Turing's downfall came about because he reported a burglary to police.

At sometime in January 1952, Turing started a relationship with Arnold Murray. On 23rd January, Turing’s house was burgled. Murray told Turing that he knew the burglar. Turing reported this to the police, and in the course of the investigation admitted that he and Murray were in a relationship. Both men were charged with ‘gross indecency’.

If Turing hadn't reported the burglary, he may have avoided any police interest in his relationship with Murray and his other sexual encounters with men.

Simon Goldhill, a professor at Cambridge University, suggests that Turing may have been a bit naive - not realising the dangers of disclosing to the police the details of his relationship.

In his book, Queer Cambridge, Goldhill describes how Turing's formative years at King's College may have given him a false sense of confidence when dealing with the police.

Goldhill's research indicates that there was a very strong community of gay men at King's College during Turing's era. It was an all-male college where the principal and many senior tutors openly talked about their sexuality and about having sex with men.

According to Goldhill, this community of gay men is likely to have emerged because King's exclusively admitted students from Eton College. Everyone coming to King's already knew each other, they had all lived together as young boys.
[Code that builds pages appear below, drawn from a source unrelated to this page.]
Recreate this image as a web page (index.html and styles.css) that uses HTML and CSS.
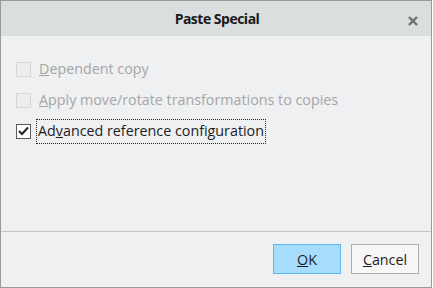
FILE: index.html
```html
<!DOCTYPE html>
<html>
<head>
  <meta charset="UTF-8">
  <title>Paste Special</title>
  <link rel="stylesheet" href="styles.css">
</head>

<body>
  <div class="dialog">
    <div class="titlebar">
      <span class="title">Paste Special</span>
      <span class="close">
        <svg width="10" height="10" viewBox="0 0 10 10"><path d="M1 1 L9 9 M9 1 L1 9" stroke="#707070" stroke-width="2.4"/></svg>
      </span>
    </div>

    <div class="content">
      <label class="option disabled">
        <span class="box"></span>
        <span class="text"><u>D</u>ependent copy</span>
      </label>
      <label class="option disabled">
        <span class="box"></span>
        <span class="text"><u>A</u>pply move/rotate transformations to copies</span>
      </label>
      <label class="option">
        <span class="box checked">
          <svg width="11" height="10" viewBox="0 0 11 10"><path d="M1 5 L4 8 L10 1.5" fill="none" stroke="#222" stroke-width="2"/></svg>
        </span>
        <span class="text focus">Ad<u>v</u>anced reference configuration</span>
      </label>
    </div>

    <div class="footer">
      <button class="btn primary"><u>O</u>K</button>
      <button class="btn"><u>C</u>ancel</button>
    </div>
  </div>
</body>
</html>
```

FILE: styles.css
```css
/* dialog frame */
body {
  margin: 0;
  background: #fff;
  font-family: "Open Sans", "Noto Sans", sans-serif;
}
.dialog {
  width: 430px;
  height: 286px;
  border: 1px solid #9a9a9a;
  background: #eef0f2;
  display: flex;
  flex-direction: column;
}

/* title bar */
.titlebar {
  height: 35px;
  flex: none;
  background: #dadedf;
  display: flex;
  align-items: center;
  justify-content: center;
  position: relative;
}
.title {
  font-size: 14px;
  font-weight: bold;
  color: #1a1a1a;
  letter-spacing: -0.5px;
  margin-left: 2px;
}
.close {
  position: absolute;   /* sits over the bar, right side */
  right: 13px;
  top: 15px;
  display: flex;
}

/* checkboxes */
.content {
  height: 196px;
  flex: none;
  box-sizing: border-box;
  padding: 25px 0 0 15px;
  display: flex;
  flex-direction: column;
  gap: 15px;
  border-bottom: 1px solid #c2c4c6;
}
.option {
  display: flex;
  align-items: center;
  height: 16px;
  font-size: 14.3px;
  color: #1e1e1e;
}
.option.disabled { color: #a6a6a6; }
.box {
  width: 13px;
  height: 13px;
  flex: none;
  border: 1px solid #d6d7d8;
  background: #eceded;
  margin-right: 7px;
  display: flex;
  align-items: center;
  justify-content: center;
}
.box.checked {
  border-color: #5a5a5a;
  background: #fff;
}
.text { padding: 1px 1px 2px; line-height: 20px; }
.text.focus { outline: 1px dotted #222; margin-left: -1px; }

/* buttons */
.footer {
  height: 55px;
  flex: none;
  box-sizing: border-box;
  display: flex;
  justify-content: flex-end;
  align-items: flex-start;
  gap: 10px;
  padding: 12px 12px 0 0;
}
.btn {
  width: 68px;
  height: 30px;
  border: 1px solid #adadad;
  background: #f7f7f7;
  font-family: inherit;
  font-size: 14.3px;
  color: #1e1e1e;
  padding: 0;
}
.btn.primary {
  background: #a6dcfc;
  border-color: #5cbaf0;
}
```
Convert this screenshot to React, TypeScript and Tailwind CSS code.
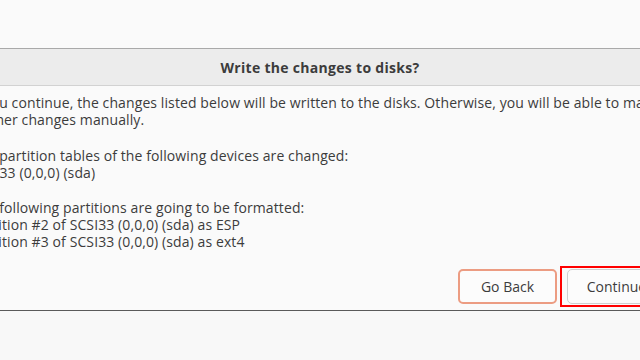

At that time, it's widely documented that Eton was a bit of a sexual hot-spot for the men and boys within that closed community. Those close connections and general acceptance of male intimacy appears to have continued uninterrupted from Eton onto King's. It was a safe space in which gay men could thrive.

Although by the time that Turing reached King's, it was no longer exclusively tied to Eton, it had retained its reputation as a gay college and it was a place where Turing formed strong social connections and had numerous relationships.

Turing joined King's College at the age of 18 and stayed there until he was 24. He was 35 when he was arrested. While he undoubtedly continued to move within social circles where his sexuality was widely known and welcomed, it's hard to imagine that Turing was unaware of the men being routinely arrested by the police. It seems more likely that as they began to investigate the burglary, the police began to suspect the nature of Turing and Murray's relationship and pushed for confirmation.

Turing learned the hard way that it's generally best-advised to keep the police out of your business.

The pardon of Alan Turing

In 2009, the British Prime Minister made a public apology to Turing on behalf of the British Government.

In 2013, Queen Elizabeth II granted Turing a posthumous pardon.

The legacy of Alan Turing

The early 1950s was a period of persecution for gay men in the UK, with over 1,000 gay men imprisoned and countless more lives ruined by blackmail, entrapment, and prosecution.

The arrest and punishment of Alan Turing was among the most high profile persecutions of gay men during this period. The treatment of Turing seems particularly perverse, given the role he had played in defending Britain during World War II.

It’s likely that Turing’s arrest and subsequent death played a part in the establishment of the Wolfenden Committee, which ultimately led to the decriminalisation of homosexuality in the UK.

A posthumous pardon and a portrait on a bank note seem to be of little consequence when Turing’s life was consciously and deliberately destroyed, depriving us all of the benefit of his mathematical genius. However, by celebrating Turing’s work and contribution to the world as we know it today, it does send a powerful signal that LGBTQ people are now valued and a key part of our society.